You cannot plot 4 independent variables. In fact, you would need 5 dimensions to plot, since you want to plot the result of that function for each of the 4 independent variables. But your monitor can display only 2 dimensions. Surface plots work as projections into the 2-d plane of the monitor, because your brain is wired to understand what it sees as a surface. Even then, your brain can be confused, and there are many optical illusions that prove this fact.

However, you cannot plot a 5 dimensional thing. It does not matter that you want to do so, or that your teacher told you to do so for 1 or 2 unknown variables. They apparently did not explain to you that this idea fails once you go beyond that point.

Wanting is not enough. Perhaps you have heard the old phrase, "If wishes were horses, beggars would ride"? That applies here. What works in a lower number of dimensions does not always extend to higher dimensions.

Is there anything you can do? In general, for some completely arbitrary nonlinear function one cannot know how many extrema there will be. If it is simple enough of course, then you may be able to derive a result mathematically. But there is no mathematical trickery you can employ that will always work for some fully general function.

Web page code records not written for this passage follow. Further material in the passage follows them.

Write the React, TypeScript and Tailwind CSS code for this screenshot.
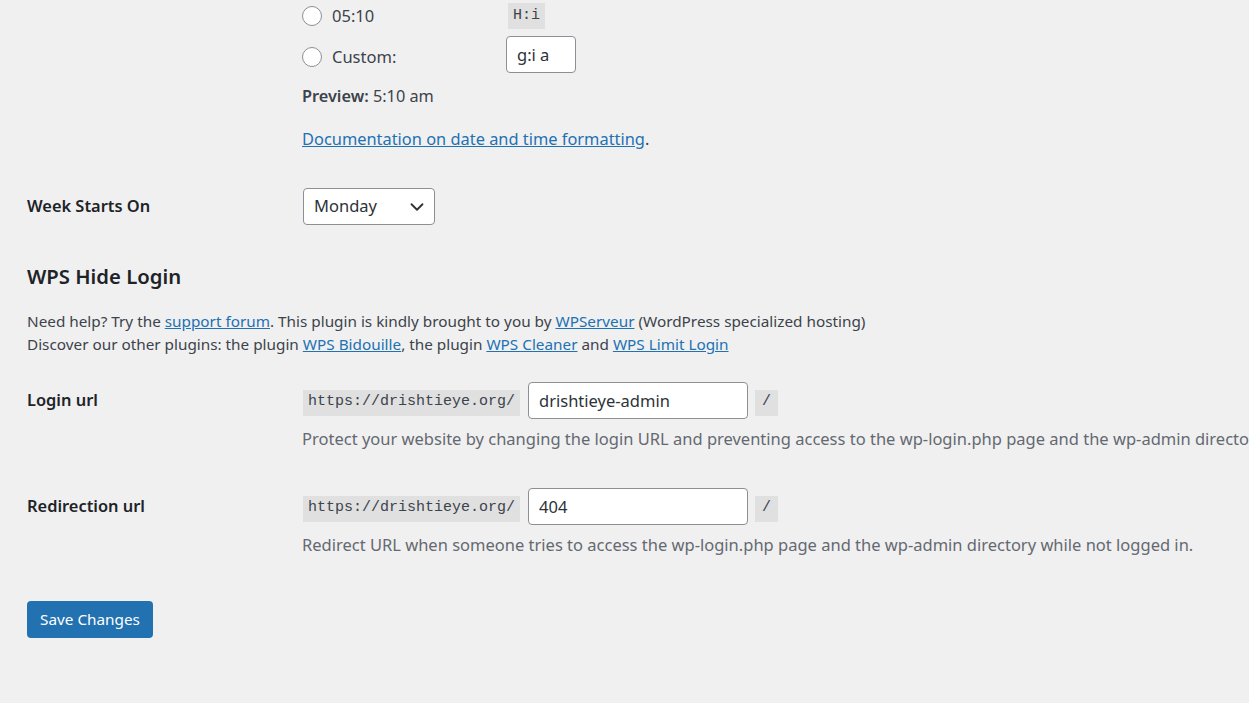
import { ChevronDown } from "lucide-react";

const font = "font-['Noto_Sans',sans-serif]";
const mono = "font-['Liberation_Mono',monospace]";

const Radio = ({ className = "" }: { className?: string }) => (
  <span className={`inline-block h-[20px] w-[20px] shrink-0 rounded-full border border-[#8c8f94] bg-white ${className}`} />
);

const Code = ({ children, className = "px-[5px]" }: { children: React.ReactNode; className?: string }) => (
  <code className={`${mono} inline-flex h-[26px] items-center bg-[#e0e0e1] text-[15px] text-[#3c434a] ${className}`}>
    {children}
  </code>
);

type UrlRowProps = {
  label: string;
  value: string;
  desc: string;
  className?: string;
};

const UrlRow = ({ label, value, desc, className = "" }: UrlRowProps) => (
  <div className={`flex ${className}`}>
    <div className="flex h-[37px] w-[275px] shrink-0 items-center text-[16.4px] font-semibold text-[#1d2327]">{label}</div>
    <div className="flex flex-col">
      <div className="flex items-center">
        <span className="ml-[1px] mt-[2px]">
          <Code>https://drishtieye.org/</Code>
        </span>
        <input
          readOnly
          value={value}
          className="ml-[8px] h-[37px] w-[220px] rounded-[4px] border border-[#8c8f94] bg-white px-[10px] text-[16.5px] text-[#2c3338] outline-none"
        />
        <span className="ml-[7px] mt-[2px]">
          <Code className="px-[7px]">/</Code>
        </span>
      </div>
      <p className="mt-[8px] whitespace-nowrap text-[16.5px] leading-[23px] text-[#646970]">{desc}</p>
    </div>
  </div>
);

export default function App() {
  return (
    <div className={`${font} min-h-screen w-[1249px] overflow-hidden bg-[#f0f0f1] pl-[27px] text-[#3c434a]`}>
      {/* time format options */}
      <div className="pl-[275px]">
        <div className="flex h-[32px] items-center">
          <Radio />
          <span className="ml-[10px] w-[176px] text-[16.5px] text-[#3c434a]">05:10</span>
          <Code>H:i</Code>
        </div>
        <div className="mt-[4px] flex h-[37px] items-center">
          <Radio className="mt-[5px]" />
          <span className="ml-[10px] mt-[5px] w-[174px] text-[16.5px] text-[#3c434a]">Custom:</span>
          <input
            readOnly
            value="g:i a"
            className="h-[37px] w-[70px] rounded-[4px] border border-[#8c8f94] bg-white px-[10px] text-[16.5px] text-[#2c3338] outline-none"
          />
        </div>
        <p className="mt-[12px] text-[16.3px] leading-[23px]">
          <strong className="font-semibold">Preview:</strong> 5:10 am
        </p>
        <p className="mt-[19px] text-[16.4px] leading-[23px]">
          <a className="text-[#2271b1] underline">Documentation on date and time formatting</a>.
        </p>
      </div>

      {/* week starts on */}
      <div className="mt-[38px] flex items-center">
        <div className="w-[276px] text-[16.4px] font-semibold text-[#1d2327]">Week Starts On</div>
        <div className="flex h-[37px] w-[132px] items-center justify-between rounded-[4px] border border-[#8c8f94] bg-white pl-[10px] pr-[6px] text-[16.5px] text-[#2c3338]">
          <span>Monday</span>
          <ChevronDown className="h-[22px] w-[22px] text-[#2c3338]" strokeWidth={2} />
        </div>
      </div>

      {/* WPS Hide Login */}
      <h2 className="mt-[37px] text-[20.3px] font-semibold leading-[29px] text-[#1d2327]">WPS Hide Login</h2>
      <div className="mt-[19px] text-[15.3px] leading-[23px] text-[#3c434a]">
        <p>
          Need help? Try the <a className="text-[#2271b1] underline">support forum</a>. This plugin is kindly brought to you by{" "}
          <a className="text-[#2271b1] underline">WPServeur</a> (WordPress specialized hosting)
        </p>
        <p>
          Discover our other plugins: the plugin <a className="text-[#2271b1] underline">WPS Bidouille</a>, the plugin{" "}
          <a className="text-[#2271b1] underline">WPS Cleaner</a> and <a className="text-[#2271b1] underline">WPS Limit Login</a>
        </p>
      </div>

      <UrlRow
        className="mt-[26px]"
        label="Login url"
        value="drishtieye-admin"
        desc="Protect your website by changing the login URL and preventing access to the wp-login.php page and the wp-admin directory while not logged in."
      />
      <UrlRow
        className="mt-[38px]"
        label="Redirection url"
        value="404"
        desc="Redirect URL when someone tries to access the wp-login.php page and the wp-admin directory while not logged in."
      />

      <button className="mt-[45px] h-[37px] w-[126px] rounded-[4px] bg-[#2271b1] text-[15.3px] text-white">Save Changes</button>
    </div>
  );
}
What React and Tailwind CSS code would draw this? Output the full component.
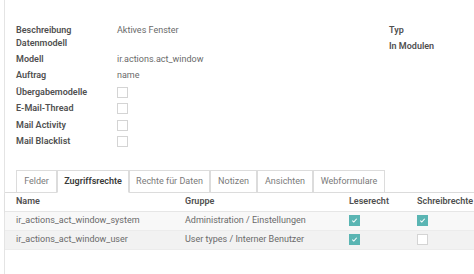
import React from "react";

/* form rows on the left */
const fields = [
    { label: "Beschreibung Datenmodell", value: "Aktives Fenster", double: true },
    { label: "Modell", value: "ir.actions.act_window" },
    { label: "Auftrag", value: "name" },
    { label: "Übergabemodelle", check: true },
    { label: "E-Mail-Thread", check: true },
    { label: "Mail Activity", check: true },
    { label: "Mail Blacklist", check: true },
];

const tabs = [
    { name: "Felder", w: "w-[41px]" },
    { name: "Zugriffsrechte", w: "w-[72px]", active: true },
    { name: "Rechte für Daten", w: "w-[81px]" },
    { name: "Notizen", w: "w-[47px]" },
    { name: "Ansichten", w: "w-[56px]" },
    { name: "Webformulare", w: "w-[72px]" },
];

const rows = [
    {
        name: "ir_actions_act_window_system",
        group: "Administration / Einstellungen",
        read: true,
        write: true,
        bg: "bg-[#f8f8f8]",
    },
    {
        name: "ir_actions_act_window_user",
        group: "User types / Interner Benutzer",
        read: true,
        write: false,
        bg: "bg-[#f2f2f2]",
    },
];

function EmptyBox() {
    return <div className="h-[11px] w-[11px] border border-[#d4d4d4] bg-white" />;
}

function CheckBox({ on }) {
    if (!on) return <EmptyBox />;
    return (
        <div className="flex h-[11px] w-[11px] items-center justify-center bg-[#5ab5b3]">
            <svg width="7" height="7" viewBox="0 0 8 8">
                <path d="M1.5 4.2 L3.2 5.8 L6.5 2" fill="none" stroke="white" strokeWidth="1.2" />
            </svg>
        </div>
    );
}

export default function App() {
    return (
        <div className="h-[274px] w-[474px] overflow-hidden bg-white font-['Roboto',sans-serif] text-[9px] leading-[13px] text-[#6a6a6a]">
            <div className="ml-[4px] h-full border-l border-[#e4e4e4] pt-[22px]">
                {/* ===== top form ===== */}
                <div className="flex pl-[11px]">
                    <div className="w-[373px]">
                        {fields.map((f) => (
                            <div key={f.label} className="flex items-center py-[1.7px]">
                                <div
                                    className={`font-semibold text-[#505050] ${
                                        f.double ? "w-[70px] self-start" : "w-[101px]"
                                    }`}
                                >
                                    {f.label}
                                </div>
                                {f.double && <div className="w-[31px]" />}
                                {f.check ? (
                                    <EmptyBox />
                                ) : (
                                    <div className={f.double ? "self-start" : ""}>{f.value}</div>
                                )}
                            </div>
                        ))}
                    </div>
                    <div className="font-semibold text-[#505050]">
                        <div className="py-[1.5px]">Typ</div>
                        <div className="py-[1.5px]">In Modulen</div>
                    </div>
                </div>

                {/* ===== tabs ===== */}
                <div className="mt-[20px] flex border-b border-[#dcdcdc] pl-[11px]">
                    {tabs.map((t) => (
                        <div
                            key={t.name}
                            className={`${t.w} -mb-px flex h-[23px] items-center justify-center border border-[#dcdcdc] ${
                                t.active
                                    ? "border-b-white bg-white font-semibold text-[#3a3a3a]"
                                    : "text-[#7a7a7a]"
                            }`}
                        >
                            {t.name}
                        </div>
                    ))}
                </div>

                {/* ===== access table ===== */}
                <div className="flex h-[19px] items-center border-b border-[#e6e6e6] pl-[11px] font-semibold text-[#505050] shadow-[0_1px_2px_rgba(0,0,0,0.06)]">
                    <div className="w-[169px]">Name</div>
                    <div className="w-[164px]">Gruppe</div>
                    <div className="w-[68px]">Leserecht</div>
                    <div className="whitespace-nowrap">Schreibrechte</div>
                </div>
                {rows.map((r) => (
                    <div
                        key={r.name}
                        className={`flex h-[19px] items-center border-b border-[#ececec] pl-[11px] ${r.bg}`}
                    >
                        <div className="w-[169px]">{r.name}</div>
                        <div className="w-[164px]">{r.group}</div>
                        <div className="w-[68px]">
                            <CheckBox on={r.read} />
                        </div>
                        <div>
                            <CheckBox on={r.write} />
                        </div>
                    </div>
                ))}
            </div>
        </div>
    );
}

One approach (often called multi-start) will be to start a nonlinear optimizer at very, many distinct start points. Allow it to operate until convergence for each start point. Then collect all of the results, and cluster all of the solutions, since you will get subtly different results even for the same extrema due to convergence tolerances. Count the number of substantially distinct solutions. That will be at least an approximation to the number of distinct solutions, unless you missed some due to insufficient start points in the multi-start.

The problem even with multi-start is that is is a computer hungry solution. a 4 dimensional search space can be pretty large, depending on how complex is your function. Not too bad usually in only 4-d, but I'm not going to spend the CPU time to see how complicated is your function.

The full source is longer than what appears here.